Se guérir
Question : Pourquoi ne faites-vous pas de miracles ? Tous les instructeurs en ont fait ?
Krishnamurti : Que voulez-vous dire par miracles ? Guérir les malades
corporellement, et ceux qui sont malades psychologiquement ? Les deux choses
ont été faites. D'autres l'ont fait et moi aussi je l'ai fait*.
Mais cela n'est d'aucune importance, n'est-ce pas ? Être guéri
psychologiquement est plus important qu'être guéri physiquement,
parce qu'être malade psychologiquement affecte le corps, qui, à
son tour, devient malade. Par conséquent, l'état de santé
psychologique est de beaucoup plus important que la santé physique -
ce qui ne veut pas dire que nous devions refuser le bien-être physique
; mais se concentrer simplement sur la santé physique ne provoquera pas
un bien-être psychologique. Tandis que, s'il y a une transformation dans
la psyché, dans l'esprit, cela agira inévitablement sur le bien-être
du physique. Le miracle que nous voulons tous, que nous espérons tous
voir arriver, est en réalité un signe de paresse, d'irresponsabilité.
Nous voulons que l'on fasse notre travail pour nous. Si je puis me permettre
de parler de moi-même, il fut un temps où moi aussi je faisais
le guérisseur ; mais j'ai découvert qu'il était bien plus
important de guérir l'esprit, l'état intérieur de l'individu.
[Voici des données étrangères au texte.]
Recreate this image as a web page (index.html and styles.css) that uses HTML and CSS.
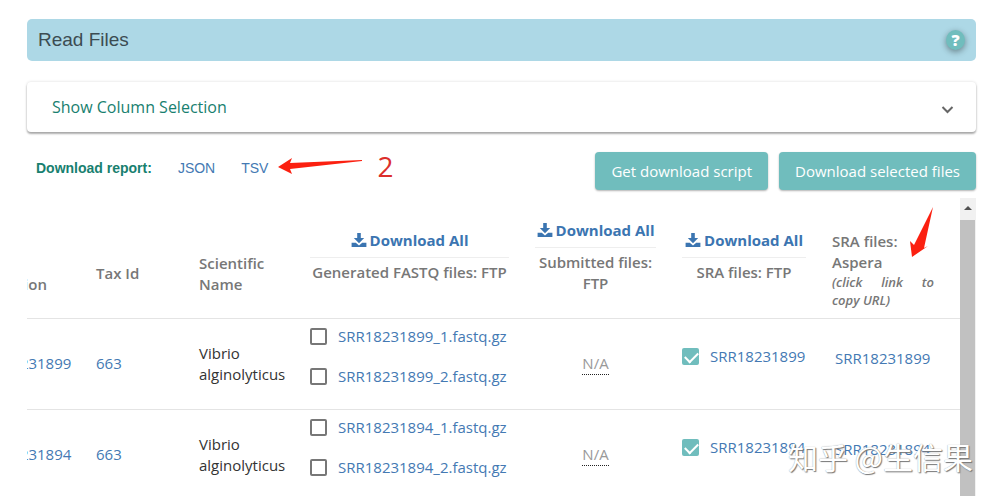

Car, lorsque chacun de nous pourra trouver ses richesses intérieures,
il y aura une amélioration des maladies physiques. Celui qui se borne
à se concentrer sur les guérisons physiques peut devenir populaire,
attirer des foules, mais cela ne mènera pas l'homme au bonheur. Donc,
nous devrions nous concentrer sur la guérison du vide intérieur,
la maladie interne, la corruption interne, la déformation interne - et
cela ne peut fait que par vous. Personne ne peut vous guérir intérieurement,
et c’est cela le miracle de la chose. Un docteur peut vous guérir
extérieurement, un psychanalyste peut vous aider à être
normal, à être adapté à la société
; mais aller au-delà de cela, ce qui veut dire être réellement
bien portant, intérieurement vrai, clair, entièrement non corrompu
- cela, vous seul pouvez le faire et personne d’autre que vous ; et je
crois que se guérir soi-même complètement et sûrement
est le plus grand des miracles.
Krishnamurti
De la connaissance de soi.
Ed. Le Courrier du Livre, Paris, 1967.
*Dans
son petit livre autobiographique "Un éternel voyage" écrit
en 1966, Vimala Thakar fait le récit magnifique et émouvant de
ses rencontres et expériences avec Krishnamurti. En 1959, ses oreilles
commencèrent à lui causer de terribles soucis, provoquant saignements,
fièvre et des douleurs insupportables. Après une opération
sans succès, fin 1960, elle se résigna à mourir et se prépara,
tout en se sentant intérieurement d'un calme étrange et impénétrable.
Son dernier espoir était d'aller en Angleterre pour consulter des spécialistes.
À ce moment, elle revit Krishnamurti qui lui proposa son aide. Il lui
dit que sa propre mère lui avait souvent dit que ses mains avaient un
pouvoir de guérison. Cette offre la rendait perplexe, car elle craignait
de compromettre la pureté de sa révérence et de son affection
pour lui comme enseignant en devenant son obligée. Mais après
réflexion, elle accepta son offre et fut immédiatement soulagée
par l'imposition de ses mains. La fièvre et les saignements cessèrent,
et elle ressentit une libération précieuse de la douleur. Après
quelques nouvelles séances, sa faculté auditive redevint normale.
Vimala se rendit quand même en Angleterre où les spécialistes
confirmèrent sa guérison, et alla se reposer en Suisse sur l’invitation
de Krishnamurti. Elle passa quelque temps avec lui à Gstaad. Elle souhaitait
comprendre ce qui s’était passé lors de sa guérison.
Au même moment, elle faisait l'expérience d'un grand bouleversement
de conscience. Elle écrit : "Quelque chose en moi a été
libéré et ne peut plus supporter des barrières. L'invasion
d'une nouvelle conscience, irrésistible et incontrôlable... a tout
balayé."
Persuadée que ce changement était aussi lié à sa
guérison, son sentiment d’une dette envers Krishnamurti la mettait
mal à l’aise. Il dut la convaincre que cela n’avait aucun
rapport et que lui-même ne savait pas comment cette guérison s’était
produite. Il lui dit : "Tu as écouté les paroles. Ton esprit
est sérieux. Les paroles ont pénétré profondément
ton être. Elle agissent depuis toujours. Un jour tu as réalisé
la vérité. Qu’ai-je fait ?... Pourquoi en faire une histoire?"